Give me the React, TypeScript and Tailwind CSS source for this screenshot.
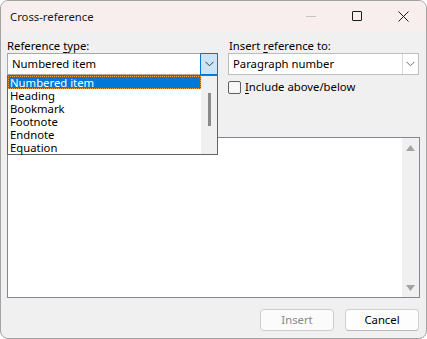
import React from "react";

const font = { fontFamily: '"Segoe UI", "Noto Sans", "Open Sans", sans-serif' };

function Chevron({ color = "#505050" }: { color?: string }) {
  return (
    <svg width="9" height="6" viewBox="0 0 9 6">
      <path d="M0.5 0.8 L4.5 4.8 L8.5 0.8" fill="none" stroke={color} strokeWidth="1" />
    </svg>
  );
}

export default function App() {
  const items = ["Numbered item", "Heading", "Bookmark", "Footnote", "Endnote", "Equation"];
  return (
    <div className="w-[427px] h-[339px] bg-white text-[11.3px] text-black" style={font}>
      <div className="w-[427px] h-[339px] border border-[#a3a3a3] rounded-[8px] overflow-hidden flex flex-col bg-[#f0f0f0]">
        {/* Title bar */}
        <div className="h-[30px] bg-[#f9eeee] flex items-center shrink-0">
          <div className="pl-[9px] pt-[2px] flex-1 leading-none text-[11.3px] text-[#1a1a1a]">Cross-reference</div>
          <div className="w-[46px] h-[30px] flex items-center justify-center">
            <div className="w-[10px] h-px bg-[#c4c4c4]" />
          </div>
          <div className="w-[46px] h-[30px] flex items-center justify-center">
            <div className="w-[10px] h-[10px] border border-[#1a1a1a] rounded-[1px]" />
          </div>
          <div className="w-[46px] h-[30px] flex items-center justify-center">
            <svg width="11" height="11" viewBox="0 0 11 11">
              <path d="M0.5 0.5 L10.5 10.5 M10.5 0.5 L0.5 10.5" stroke="#1a1a1a" strokeWidth="1" />
            </svg>
          </div>
        </div>

        {/* Body */}
        <div className="flex-1 flex flex-col pl-[6px] pr-[7px] pt-[7px]">
          <div className="flex gap-[10px]">
            {/* Left column */}
            <div className="w-[211px] relative">
              <div className="h-[15px] leading-[15px]">
                Reference <span className="underline underline-offset-2">t</span>ype:
              </div>
              <div className="h-[22px] border border-[#a8a8a8] bg-white flex">
                <div className="flex-1 pl-[4px] leading-[20px]">Numbered item</div>
                <div className="w-[18px] -my-px -mr-px border border-[#0078d7] bg-[#cce4f7] flex items-center justify-center">
                  <Chevron color="#3a3a3a" />
                </div>
              </div>
              {/* Dropdown list */}
              <div className="absolute left-0 top-[37px] w-[211px] h-[80px] border border-[#646464] bg-white flex z-10">
                <div className="flex-1 flex flex-col">
                  {items.map((it, i) => (
                    <div
                      key={it}
                      className={
                        i === 0
                          ? "h-[13px] leading-[13px] pl-[2px] bg-[#0078d7] text-white outline-1 outline-dotted outline-[#f0a040] -outline-offset-1"
                          : "h-[13px] leading-[13px] pl-[2px]"
                      }
                    >
                      {it}
                    </div>
                  ))}
                </div>
                <div className="w-[16px] bg-[#f0f0f0] flex justify-center pt-[17px]">
                  <div className="w-[3px] h-[33px] bg-[#8a8a8a]" />
                </div>
              </div>
            </div>

            {/* Right column */}
            <div className="w-[191px]">
              <div className="h-[15px] leading-[15px] pl-px">
                Insert <span className="underline underline-offset-2">r</span>eference to:
              </div>
              <div className="h-[22px] border border-[#bdbdbd] bg-white flex">
                <div className="flex-1 pl-[4px] leading-[20px]">Paragraph number</div>
                <div className="w-[16px] border-l border-[#d9d9d9] flex items-center justify-center">
                  <Chevron color="#707070" />
                </div>
              </div>
              <div className="flex items-center mt-[5px] h-[14px]">
                <div className="w-[13px] h-[13px] border border-[#5f5f5f] rounded-[2px] bg-[#f7f7f7]" />
                <div className="ml-[4px] leading-[14px]">
                  <span className="underline underline-offset-2">I</span>nclude above/below
                </div>
              </div>
            </div>
          </div>

          {/* Big list */}
          <div className="mt-[43px] h-[161px] w-[413px] border border-[#828790] bg-white flex">
            <div className="flex-1" />
            <div className="w-[17px] bg-[#f0f0f0] flex flex-col items-center justify-between pt-[7px] pb-[6px]">
              <svg width="9" height="6" viewBox="0 0 9 6">
                <path d="M4.5 0 L9 6 L0 6 Z" fill="#a3a3a3" />
              </svg>
              <svg width="9" height="6" viewBox="0 0 9 6">
                <path d="M0 0 L9 0 L4.5 6 Z" fill="#a3a3a3" />
              </svg>
            </div>
          </div>

          {/* Buttons */}
          <div className="flex justify-end gap-[11px] mt-[11px]">
            <div className="w-[74px] h-[22px] border border-[#cccccc] rounded-[4px] bg-[#fbfbfb] text-[#8a8a8a] flex items-center justify-center">
              Insert
            </div>
            <div className="w-[74px] h-[22px] border border-[#d0d0d0] border-b-[#b8b8b8] rounded-[4px] bg-[#fdfdfd] flex items-center justify-center">
              Cancel
            </div>
          </div>
        </div>
      </div>
    </div>
  );
}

########################################

Print the whole listing above once more, word for word, without its pictures.

OUTPUT OF THE TASK
Give me the React, TypeScript and Tailwind CSS source for this screenshot.
import React from "react";

const font = { fontFamily: '"Segoe UI", "Noto Sans", "Open Sans", sans-serif' };

function Chevron({ color = "#505050" }: { color?: string }) {
  return (
    <svg width="9" height="6" viewBox="0 0 9 6">
      <path d="M0.5 0.8 L4.5 4.8 L8.5 0.8" fill="none" stroke={color} strokeWidth="1" />
    </svg>
  );
}

export default function App() {
  const items = ["Numbered item", "Heading", "Bookmark", "Footnote", "Endnote", "Equation"];
  return (
    <div className="w-[427px] h-[339px] bg-white text-[11.3px] text-black" style={font}>
      <div className="w-[427px] h-[339px] border border-[#a3a3a3] rounded-[8px] overflow-hidden flex flex-col bg-[#f0f0f0]">
        {/* Title bar */}
        <div className="h-[30px] bg-[#f9eeee] flex items-center shrink-0">
          <div className="pl-[9px] pt-[2px] flex-1 leading-none text-[11.3px] text-[#1a1a1a]">Cross-reference</div>
          <div className="w-[46px] h-[30px] flex items-center justify-center">
            <div className="w-[10px] h-px bg-[#c4c4c4]" />
          </div>
          <div className="w-[46px] h-[30px] flex items-center justify-center">
            <div className="w-[10px] h-[10px] border border-[#1a1a1a] rounded-[1px]" />
          </div>
          <div className="w-[46px] h-[30px] flex items-center justify-center">
            <svg width="11" height="11" viewBox="0 0 11 11">
              <path d="M0.5 0.5 L10.5 10.5 M10.5 0.5 L0.5 10.5" stroke="#1a1a1a" strokeWidth="1" />
            </svg>
          </div>
        </div>

        {/* Body */}
        <div className="flex-1 flex flex-col pl-[6px] pr-[7px] pt-[7px]">
          <div className="flex gap-[10px]">
            {/* Left column */}
            <div className="w-[211px] relative">
              <div className="h-[15px] leading-[15px]">
                Reference <span className="underline underline-offset-2">t</span>ype:
              </div>
              <div className="h-[22px] border border-[#a8a8a8] bg-white flex">
                <div className="flex-1 pl-[4px] leading-[20px]">Numbered item</div>
                <div className="w-[18px] -my-px -mr-px border border-[#0078d7] bg-[#cce4f7] flex items-center justify-center">
                  <Chevron color="#3a3a3a" />
                </div>
              </div>
              {/* Dropdown list */}
              <div className="absolute left-0 top-[37px] w-[211px] h-[80px] border border-[#646464] bg-white flex z-10">
                <div className="flex-1 flex flex-col">
                  {items.map((it, i) => (
                    <div
                      key={it}
                      className={
                        i === 0
                          ? "h-[13px] leading-[13px] pl-[2px] bg-[#0078d7] text-white outline-1 outline-dotted outline-[#f0a040] -outline-offset-1"
                          : "h-[13px] leading-[13px] pl-[2px]"
                      }
                    >
                      {it}
                    </div>
                  ))}
                </div>
                <div className="w-[16px] bg-[#f0f0f0] flex justify-center pt-[17px]">
                  <div className="w-[3px] h-[33px] bg-[#8a8a8a]" />
                </div>
              </div>
            </div>

            {/* Right column */}
            <div className="w-[191px]">
              <div className="h-[15px] leading-[15px] pl-px">
                Insert <span className="underline underline-offset-2">r</span>eference to:
              </div>
              <div className="h-[22px] border border-[#bdbdbd] bg-white flex">
                <div className="flex-1 pl-[4px] leading-[20px]">Paragraph number</div>
                <div className="w-[16px] border-l border-[#d9d9d9] flex items-center justify-center">
                  <Chevron color="#707070" />
                </div>
              </div>
              <div className="flex items-center mt-[5px] h-[14px]">
                <div className="w-[13px] h-[13px] border border-[#5f5f5f] rounded-[2px] bg-[#f7f7f7]" />
                <div className="ml-[4px] leading-[14px]">
                  <span className="underline underline-offset-2">I</span>nclude above/below
                </div>
              </div>
            </div>
          </div>

          {/* Big list */}
          <div className="mt-[43px] h-[161px] w-[413px] border border-[#828790] bg-white flex">
            <div className="flex-1" />
            <div className="w-[17px] bg-[#f0f0f0] flex flex-col items-center justify-between pt-[7px] pb-[6px]">
              <svg width="9" height="6" viewBox="0 0 9 6">
                <path d="M4.5 0 L9 6 L0 6 Z" fill="#a3a3a3" />
              </svg>
              <svg width="9" height="6" viewBox="0 0 9 6">
                <path d="M0 0 L9 0 L4.5 6 Z" fill="#a3a3a3" />
              </svg>
            </div>
          </div>

          {/* Buttons */}
          <div className="flex justify-end gap-[11px] mt-[11px]">
            <div className="w-[74px] h-[22px] border border-[#cccccc] rounded-[4px] bg-[#fbfbfb] text-[#8a8a8a] flex items-center justify-center">
              Insert
            </div>
            <div className="w-[74px] h-[22px] border border-[#d0d0d0] border-b-[#b8b8b8] rounded-[4px] bg-[#fdfdfd] flex items-center justify-center">
              Cancel
            </div>
          </div>
        </div>
      </div>
    </div>
  );
}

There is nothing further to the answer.